In full and without deviation, write out the entries that follow.
— begin DATA SHOWN —
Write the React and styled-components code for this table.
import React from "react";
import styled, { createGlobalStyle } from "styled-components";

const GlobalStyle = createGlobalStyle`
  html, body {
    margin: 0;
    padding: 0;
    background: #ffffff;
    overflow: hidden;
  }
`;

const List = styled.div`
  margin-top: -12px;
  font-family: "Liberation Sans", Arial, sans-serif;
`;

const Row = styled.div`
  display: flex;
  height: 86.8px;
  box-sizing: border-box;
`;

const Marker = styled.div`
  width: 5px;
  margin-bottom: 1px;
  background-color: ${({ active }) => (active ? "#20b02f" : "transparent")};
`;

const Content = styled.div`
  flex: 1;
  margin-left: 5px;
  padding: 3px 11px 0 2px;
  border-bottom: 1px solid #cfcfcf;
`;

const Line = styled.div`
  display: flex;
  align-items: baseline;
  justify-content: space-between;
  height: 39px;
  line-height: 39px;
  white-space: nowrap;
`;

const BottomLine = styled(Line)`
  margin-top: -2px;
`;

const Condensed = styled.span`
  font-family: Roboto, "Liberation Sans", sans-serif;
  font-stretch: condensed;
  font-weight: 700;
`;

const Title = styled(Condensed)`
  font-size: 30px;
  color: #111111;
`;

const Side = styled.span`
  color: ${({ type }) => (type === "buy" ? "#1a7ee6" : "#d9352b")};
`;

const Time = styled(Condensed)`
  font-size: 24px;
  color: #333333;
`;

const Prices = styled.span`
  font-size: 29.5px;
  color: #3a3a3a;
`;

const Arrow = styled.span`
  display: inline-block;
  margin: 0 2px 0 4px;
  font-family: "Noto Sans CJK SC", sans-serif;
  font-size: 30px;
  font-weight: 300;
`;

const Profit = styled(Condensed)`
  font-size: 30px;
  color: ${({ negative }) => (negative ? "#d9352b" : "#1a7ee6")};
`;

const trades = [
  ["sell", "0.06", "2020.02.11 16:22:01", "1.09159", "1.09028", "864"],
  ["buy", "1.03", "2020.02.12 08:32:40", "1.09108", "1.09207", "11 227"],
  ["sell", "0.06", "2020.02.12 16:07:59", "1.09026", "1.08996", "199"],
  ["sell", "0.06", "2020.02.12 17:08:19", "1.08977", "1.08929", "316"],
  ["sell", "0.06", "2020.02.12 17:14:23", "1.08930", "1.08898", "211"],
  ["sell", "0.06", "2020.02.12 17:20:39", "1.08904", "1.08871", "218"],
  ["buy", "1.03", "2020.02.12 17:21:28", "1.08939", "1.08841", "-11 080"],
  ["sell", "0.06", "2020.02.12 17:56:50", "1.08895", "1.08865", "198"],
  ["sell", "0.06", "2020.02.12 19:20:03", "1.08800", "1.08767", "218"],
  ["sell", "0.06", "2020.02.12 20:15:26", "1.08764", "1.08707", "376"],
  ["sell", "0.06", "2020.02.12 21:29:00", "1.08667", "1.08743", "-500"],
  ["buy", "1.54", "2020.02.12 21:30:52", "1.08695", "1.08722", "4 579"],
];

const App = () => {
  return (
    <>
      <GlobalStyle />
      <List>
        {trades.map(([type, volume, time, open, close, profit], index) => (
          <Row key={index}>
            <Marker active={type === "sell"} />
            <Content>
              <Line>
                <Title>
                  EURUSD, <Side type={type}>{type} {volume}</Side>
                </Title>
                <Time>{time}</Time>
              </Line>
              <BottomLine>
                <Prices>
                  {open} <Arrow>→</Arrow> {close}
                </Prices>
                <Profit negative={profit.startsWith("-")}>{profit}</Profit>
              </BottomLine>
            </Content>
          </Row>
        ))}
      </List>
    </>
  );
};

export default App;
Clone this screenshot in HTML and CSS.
— end DATA SHOWN —
ANSWER IN FULL
Write the React and styled-components code for this table.
import React from "react";
import styled, { createGlobalStyle } from "styled-components";

const GlobalStyle = createGlobalStyle`
  html, body {
    margin: 0;
    padding: 0;
    background: #ffffff;
    overflow: hidden;
  }
`;

const List = styled.div`
  margin-top: -12px;
  font-family: "Liberation Sans", Arial, sans-serif;
`;

const Row = styled.div`
  display: flex;
  height: 86.8px;
  box-sizing: border-box;
`;

const Marker = styled.div`
  width: 5px;
  margin-bottom: 1px;
  background-color: ${({ active }) => (active ? "#20b02f" : "transparent")};
`;

const Content = styled.div`
  flex: 1;
  margin-left: 5px;
  padding: 3px 11px 0 2px;
  border-bottom: 1px solid #cfcfcf;
`;

const Line = styled.div`
  display: flex;
  align-items: baseline;
  justify-content: space-between;
  height: 39px;
  line-height: 39px;
  white-space: nowrap;
`;

const BottomLine = styled(Line)`
  margin-top: -2px;
`;

const Condensed = styled.span`
  font-family: Roboto, "Liberation Sans", sans-serif;
  font-stretch: condensed;
  font-weight: 700;
`;

const Title = styled(Condensed)`
  font-size: 30px;
  color: #111111;
`;

const Side = styled.span`
  color: ${({ type }) => (type === "buy" ? "#1a7ee6" : "#d9352b")};
`;

const Time = styled(Condensed)`
  font-size: 24px;
  color: #333333;
`;

const Prices = styled.span`
  font-size: 29.5px;
  color: #3a3a3a;
`;

const Arrow = styled.span`
  display: inline-block;
  margin: 0 2px 0 4px;
  font-family: "Noto Sans CJK SC", sans-serif;
  font-size: 30px;
  font-weight: 300;
`;

const Profit = styled(Condensed)`
  font-size: 30px;
  color: ${({ negative }) => (negative ? "#d9352b" : "#1a7ee6")};
`;

const trades = [
  ["sell", "0.06", "2020.02.11 16:22:01", "1.09159", "1.09028", "864"],
  ["buy", "1.03", "2020.02.12 08:32:40", "1.09108", "1.09207", "11 227"],
  ["sell", "0.06", "2020.02.12 16:07:59", "1.09026", "1.08996", "199"],
  ["sell", "0.06", "2020.02.12 17:08:19", "1.08977", "1.08929", "316"],
  ["sell", "0.06", "2020.02.12 17:14:23", "1.08930", "1.08898", "211"],
  ["sell", "0.06", "2020.02.12 17:20:39", "1.08904", "1.08871", "218"],
  ["buy", "1.03", "2020.02.12 17:21:28", "1.08939", "1.08841", "-11 080"],
  ["sell", "0.06", "2020.02.12 17:56:50", "1.08895", "1.08865", "198"],
  ["sell", "0.06", "2020.02.12 19:20:03", "1.08800", "1.08767", "218"],
  ["sell", "0.06", "2020.02.12 20:15:26", "1.08764", "1.08707", "376"],
  ["sell", "0.06", "2020.02.12 21:29:00", "1.08667", "1.08743", "-500"],
  ["buy", "1.54", "2020.02.12 21:30:52", "1.08695", "1.08722", "4 579"],
];

const App = () => {
  return (
    <>
      <GlobalStyle />
      <List>
        {trades.map(([type, volume, time, open, close, profit], index) => (
          <Row key={index}>
            <Marker active={type === "sell"} />
            <Content>
              <Line>
                <Title>
                  EURUSD, <Side type={type}>{type} {volume}</Side>
                </Title>
                <Time>{time}</Time>
              </Line>
              <BottomLine>
                <Prices>
                  {open} <Arrow>→</Arrow> {close}
                </Prices>
                <Profit negative={profit.startsWith("-")}>{profit}</Profit>
              </BottomLine>
            </Content>
          </Row>
        ))}
      </List>
    </>
  );
};

export default App;
Clone this screenshot in HTML and CSS.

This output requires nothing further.